▶ **Stated problem**
In the records below, reproduce exactly the lines from the one containing "Write the React, TypeScript" through the one containing "pt-[1px] text-[18.5px] leading-[24px]", both included, and omit the pictures.

Items from a data source:
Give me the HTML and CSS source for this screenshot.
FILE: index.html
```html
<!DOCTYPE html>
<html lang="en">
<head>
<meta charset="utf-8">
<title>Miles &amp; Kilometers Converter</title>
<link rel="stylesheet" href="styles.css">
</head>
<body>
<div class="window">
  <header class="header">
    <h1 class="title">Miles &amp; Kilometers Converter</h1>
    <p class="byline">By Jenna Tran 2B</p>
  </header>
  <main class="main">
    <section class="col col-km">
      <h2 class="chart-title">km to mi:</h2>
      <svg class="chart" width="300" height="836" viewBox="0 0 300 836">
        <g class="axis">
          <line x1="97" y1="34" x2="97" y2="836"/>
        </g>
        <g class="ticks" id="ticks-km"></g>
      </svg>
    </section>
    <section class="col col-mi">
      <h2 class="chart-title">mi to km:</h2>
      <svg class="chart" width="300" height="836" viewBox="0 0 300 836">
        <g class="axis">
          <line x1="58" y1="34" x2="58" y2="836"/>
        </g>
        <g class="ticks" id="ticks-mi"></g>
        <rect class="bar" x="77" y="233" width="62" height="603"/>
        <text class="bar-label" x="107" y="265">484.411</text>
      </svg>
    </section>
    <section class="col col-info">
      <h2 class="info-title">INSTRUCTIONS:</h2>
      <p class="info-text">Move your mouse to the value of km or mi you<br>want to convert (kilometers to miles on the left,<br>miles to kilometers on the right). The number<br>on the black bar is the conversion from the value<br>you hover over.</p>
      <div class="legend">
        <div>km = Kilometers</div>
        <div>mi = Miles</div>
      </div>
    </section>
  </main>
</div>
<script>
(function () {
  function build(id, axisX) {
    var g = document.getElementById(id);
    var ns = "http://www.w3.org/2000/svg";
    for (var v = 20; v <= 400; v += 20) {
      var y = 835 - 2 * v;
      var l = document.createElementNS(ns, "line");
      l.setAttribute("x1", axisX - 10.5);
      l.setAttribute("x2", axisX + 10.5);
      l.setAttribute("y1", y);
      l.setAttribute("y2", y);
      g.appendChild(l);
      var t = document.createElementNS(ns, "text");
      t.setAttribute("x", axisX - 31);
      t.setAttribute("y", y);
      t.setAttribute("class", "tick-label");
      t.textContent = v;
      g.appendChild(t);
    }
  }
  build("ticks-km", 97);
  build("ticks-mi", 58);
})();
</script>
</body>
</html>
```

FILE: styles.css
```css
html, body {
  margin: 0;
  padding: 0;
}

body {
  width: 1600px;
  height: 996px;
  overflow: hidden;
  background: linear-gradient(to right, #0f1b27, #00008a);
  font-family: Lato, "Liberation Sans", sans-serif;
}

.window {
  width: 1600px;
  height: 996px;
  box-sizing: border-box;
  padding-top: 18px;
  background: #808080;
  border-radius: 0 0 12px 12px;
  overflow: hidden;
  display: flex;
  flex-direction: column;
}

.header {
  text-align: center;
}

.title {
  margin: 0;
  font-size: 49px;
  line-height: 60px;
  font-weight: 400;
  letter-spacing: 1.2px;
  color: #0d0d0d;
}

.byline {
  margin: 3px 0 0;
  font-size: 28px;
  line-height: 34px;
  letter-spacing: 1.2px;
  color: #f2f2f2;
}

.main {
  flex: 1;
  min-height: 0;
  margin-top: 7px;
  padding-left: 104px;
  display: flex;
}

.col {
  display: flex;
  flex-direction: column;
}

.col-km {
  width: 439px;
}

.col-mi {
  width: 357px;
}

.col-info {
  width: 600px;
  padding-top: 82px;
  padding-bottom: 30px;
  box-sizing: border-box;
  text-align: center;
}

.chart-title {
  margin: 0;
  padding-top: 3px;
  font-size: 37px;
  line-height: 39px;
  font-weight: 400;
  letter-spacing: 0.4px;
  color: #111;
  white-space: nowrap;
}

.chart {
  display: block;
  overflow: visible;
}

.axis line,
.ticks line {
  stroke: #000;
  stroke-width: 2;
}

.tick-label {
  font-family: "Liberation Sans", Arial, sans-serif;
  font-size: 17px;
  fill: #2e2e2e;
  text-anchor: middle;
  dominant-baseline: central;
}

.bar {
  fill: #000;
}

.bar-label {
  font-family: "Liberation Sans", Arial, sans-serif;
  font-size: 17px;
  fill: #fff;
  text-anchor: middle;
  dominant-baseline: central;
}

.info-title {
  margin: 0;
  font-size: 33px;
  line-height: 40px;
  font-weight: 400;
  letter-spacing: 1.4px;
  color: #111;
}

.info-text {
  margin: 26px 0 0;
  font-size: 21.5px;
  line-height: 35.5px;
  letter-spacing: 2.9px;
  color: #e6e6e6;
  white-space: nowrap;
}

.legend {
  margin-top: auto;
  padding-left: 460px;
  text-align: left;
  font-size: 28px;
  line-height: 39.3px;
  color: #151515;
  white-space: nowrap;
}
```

* * *

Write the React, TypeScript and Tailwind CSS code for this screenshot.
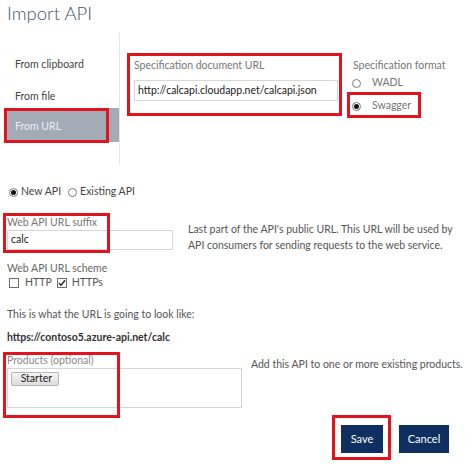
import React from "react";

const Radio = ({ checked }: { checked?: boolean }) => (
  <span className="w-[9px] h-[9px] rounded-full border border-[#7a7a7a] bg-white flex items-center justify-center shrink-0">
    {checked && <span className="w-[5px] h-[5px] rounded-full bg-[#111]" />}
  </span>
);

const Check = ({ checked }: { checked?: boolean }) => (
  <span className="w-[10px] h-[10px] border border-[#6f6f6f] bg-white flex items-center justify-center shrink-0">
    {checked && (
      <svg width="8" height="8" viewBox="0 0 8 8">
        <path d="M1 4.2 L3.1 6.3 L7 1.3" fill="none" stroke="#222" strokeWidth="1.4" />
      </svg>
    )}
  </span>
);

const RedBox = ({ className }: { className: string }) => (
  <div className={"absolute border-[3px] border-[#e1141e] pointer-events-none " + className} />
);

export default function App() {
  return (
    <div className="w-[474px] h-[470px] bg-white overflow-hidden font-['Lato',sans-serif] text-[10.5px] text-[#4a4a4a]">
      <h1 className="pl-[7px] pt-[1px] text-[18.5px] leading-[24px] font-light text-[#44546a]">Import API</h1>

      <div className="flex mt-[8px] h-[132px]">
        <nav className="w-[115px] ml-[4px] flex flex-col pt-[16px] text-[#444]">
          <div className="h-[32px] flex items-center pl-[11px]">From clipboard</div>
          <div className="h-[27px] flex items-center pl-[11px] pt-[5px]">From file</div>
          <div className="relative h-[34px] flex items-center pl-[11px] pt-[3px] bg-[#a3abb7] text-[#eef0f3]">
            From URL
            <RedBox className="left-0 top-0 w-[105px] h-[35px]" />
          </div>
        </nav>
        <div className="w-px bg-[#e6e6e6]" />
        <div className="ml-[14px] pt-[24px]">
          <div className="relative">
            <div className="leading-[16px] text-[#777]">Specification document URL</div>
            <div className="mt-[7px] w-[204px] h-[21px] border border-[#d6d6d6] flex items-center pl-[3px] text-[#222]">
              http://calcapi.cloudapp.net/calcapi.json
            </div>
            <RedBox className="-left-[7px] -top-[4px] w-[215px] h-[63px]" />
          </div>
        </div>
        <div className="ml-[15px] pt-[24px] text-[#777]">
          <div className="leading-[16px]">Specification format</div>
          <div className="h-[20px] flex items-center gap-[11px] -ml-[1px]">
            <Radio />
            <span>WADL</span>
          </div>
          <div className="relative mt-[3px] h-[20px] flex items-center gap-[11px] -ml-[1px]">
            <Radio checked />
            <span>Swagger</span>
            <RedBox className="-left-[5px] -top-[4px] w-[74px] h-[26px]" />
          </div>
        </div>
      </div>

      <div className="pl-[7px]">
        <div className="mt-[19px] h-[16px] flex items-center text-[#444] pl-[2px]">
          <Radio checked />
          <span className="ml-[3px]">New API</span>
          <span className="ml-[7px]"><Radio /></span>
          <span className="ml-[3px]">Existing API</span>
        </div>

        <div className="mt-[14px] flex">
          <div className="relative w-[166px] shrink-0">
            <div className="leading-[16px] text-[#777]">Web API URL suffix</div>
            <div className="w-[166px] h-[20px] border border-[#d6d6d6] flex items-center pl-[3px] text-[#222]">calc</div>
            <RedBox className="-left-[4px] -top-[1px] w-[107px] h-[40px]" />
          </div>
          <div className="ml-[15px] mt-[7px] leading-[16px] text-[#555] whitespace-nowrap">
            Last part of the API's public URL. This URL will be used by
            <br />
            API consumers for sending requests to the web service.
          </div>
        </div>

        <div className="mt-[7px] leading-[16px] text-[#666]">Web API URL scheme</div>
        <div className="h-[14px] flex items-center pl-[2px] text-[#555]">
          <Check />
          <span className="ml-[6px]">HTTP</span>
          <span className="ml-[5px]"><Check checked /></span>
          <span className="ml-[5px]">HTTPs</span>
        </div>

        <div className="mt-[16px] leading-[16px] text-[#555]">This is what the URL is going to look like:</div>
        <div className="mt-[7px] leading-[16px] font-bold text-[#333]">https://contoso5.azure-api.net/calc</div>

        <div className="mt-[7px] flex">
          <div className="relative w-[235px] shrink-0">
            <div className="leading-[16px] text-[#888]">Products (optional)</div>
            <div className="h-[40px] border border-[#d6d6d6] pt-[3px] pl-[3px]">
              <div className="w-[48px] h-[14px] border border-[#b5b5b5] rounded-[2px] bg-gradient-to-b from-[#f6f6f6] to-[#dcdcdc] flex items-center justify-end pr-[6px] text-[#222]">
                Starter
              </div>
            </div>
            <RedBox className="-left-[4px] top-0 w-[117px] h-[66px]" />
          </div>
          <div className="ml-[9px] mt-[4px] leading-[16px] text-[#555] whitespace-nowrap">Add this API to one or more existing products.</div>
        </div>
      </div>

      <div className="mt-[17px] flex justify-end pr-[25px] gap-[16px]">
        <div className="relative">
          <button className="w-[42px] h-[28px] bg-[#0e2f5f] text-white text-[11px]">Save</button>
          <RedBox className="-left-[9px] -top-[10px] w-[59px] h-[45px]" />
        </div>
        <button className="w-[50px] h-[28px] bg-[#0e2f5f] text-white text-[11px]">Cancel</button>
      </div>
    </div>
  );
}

▶ **Task output**
Write the React, TypeScript and Tailwind CSS code for this screenshot.
import React from "react";

const Radio = ({ checked }: { checked?: boolean }) => (
  <span className="w-[9px] h-[9px] rounded-full border border-[#7a7a7a] bg-white flex items-center justify-center shrink-0">
    {checked && <span className="w-[5px] h-[5px] rounded-full bg-[#111]" />}
  </span>
);

const Check = ({ checked }: { checked?: boolean }) => (
  <span className="w-[10px] h-[10px] border border-[#6f6f6f] bg-white flex items-center justify-center shrink-0">
    {checked && (
      <svg width="8" height="8" viewBox="0 0 8 8">
        <path d="M1 4.2 L3.1 6.3 L7 1.3" fill="none" stroke="#222" strokeWidth="1.4" />
      </svg>
    )}
  </span>
);

const RedBox = ({ className }: { className: string }) => (
  <div className={"absolute border-[3px] border-[#e1141e] pointer-events-none " + className} />
);

export default function App() {
  return (
    <div className="w-[474px] h-[470px] bg-white overflow-hidden font-['Lato',sans-serif] text-[10.5px] text-[#4a4a4a]">
      <h1 className="pl-[7px] pt-[1px] text-[18.5px] leading-[24px] font-light text-[#44546a]">Import API</h1>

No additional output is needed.